Gaëlle et le Chat botté. — « J'ai déjà embrassé le Chat botté dans mes rêves », nous déclare subitement Gaëlle, sans raison, « et après l'avoir embrassé, je devenais Espagnole ! »

Hashtags. — Curieuse manie que celle qui consiste à utiliser à tort et à travers les hashtags dans un message, sans qu'il y ait pour autant le moindre rapport avec des métadonnées... — Je n'arrive toujours pas à savoir pourquoi je déteste tant cette pratique : est-ce parce qu'elle est techniquement inappropriée ou parce qu'elle est l'apanage du geek croyant appartenir à une communauté de comportements et de langage ?

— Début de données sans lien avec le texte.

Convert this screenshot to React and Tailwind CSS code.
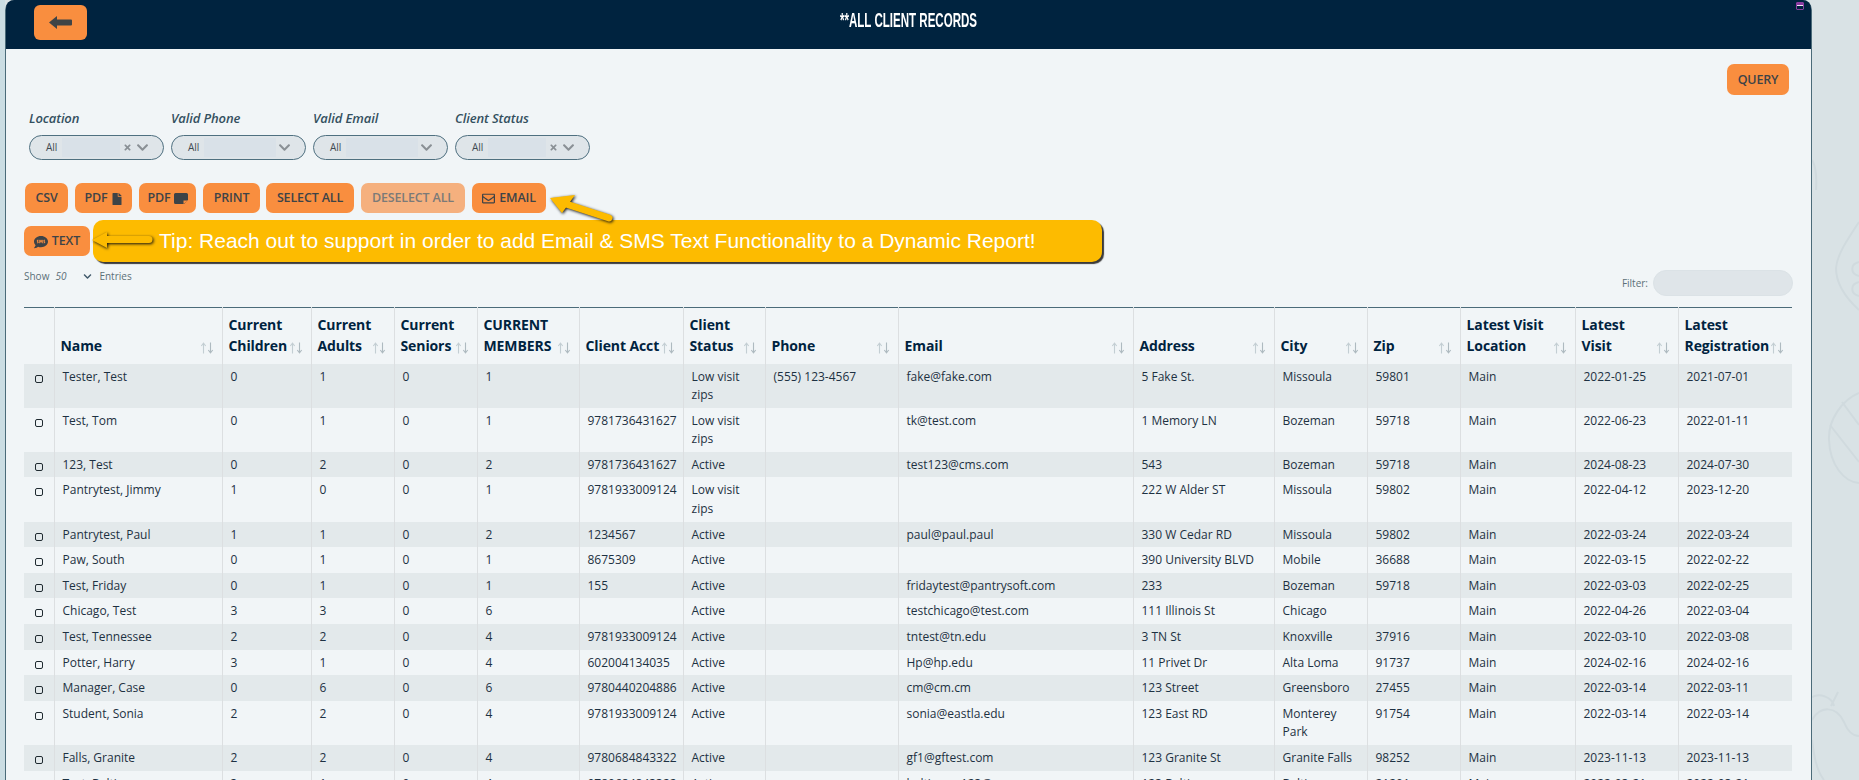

Probité limitée. — Dans ses écrits, Schopenhauer se dit souvent doté d'une très grande probité intellectuelle. Hélas ! Cette honnêteté qu'il croit extrême et sans faille s'arrête là où commence son propre système de pensées. Car le brave Artie préfèrera toujours louvoyer plutôt que de remettre en question un seul instant son grand œuvre : de temps à autre, face à une observation raboteuse qu'il doit à tout prix insérer dans le petit coffre propret et harmonieux des connaissances a priori, il n'hésite pas à sortir son marteau et son burin pour rendre ladite observation conforme à l'idée qu'il s'en fait. (Il serait pourtant beaucoup plus sensé, dans pareil cas, de remettre totalement en question la possibilité même d'une telle connaissance... Mais peut-on sérieusement demander à un homme, fût-il un génie, de dynamiter la cathédrale flamboyante qu'il a patiemment édifiée ?)
 
Affichage fantôme. — La pire configuration qui puisse arriver dans un prémétro, en fin de soirée, est la suivante : que le tram qui est annoncé sur le panneau d'affichage, au demeurant complètement chaotique, soit en avance sur l'horaire et donc déjà passé et que le second tram soit en retard. Mais en fin de compte, Andrew arrivera quand même à rentrer chez lui !

Ocarina

En se basant sur les articles que j'ai rédigés cette semaine, un lecteur, même avisé, pourrait croire que je passe tout mon temps libre à compulser à n'en plus finir de la philosophie allemande, à réfléchir sur ma condition, à épiloguer sur Goethe ou encore à écouter religieusement des amis disserter sur le sens profond du feuilleton La Petite Maison dans la prairie. Or, rien n'est plus faux. J'ai passé la majeure partie de mon temps libre à jouer à The Legend of Zelda: Ocarina of Time sur la Nintendo 3DS que ma fille a laissée chez moi. Il s'agit d'un jeu vieux de près de quinze ans (sa première sortie sur Nintendo 64 date de 1998) qui a récemment été porté sur la nouvelle console portable du géant nippon.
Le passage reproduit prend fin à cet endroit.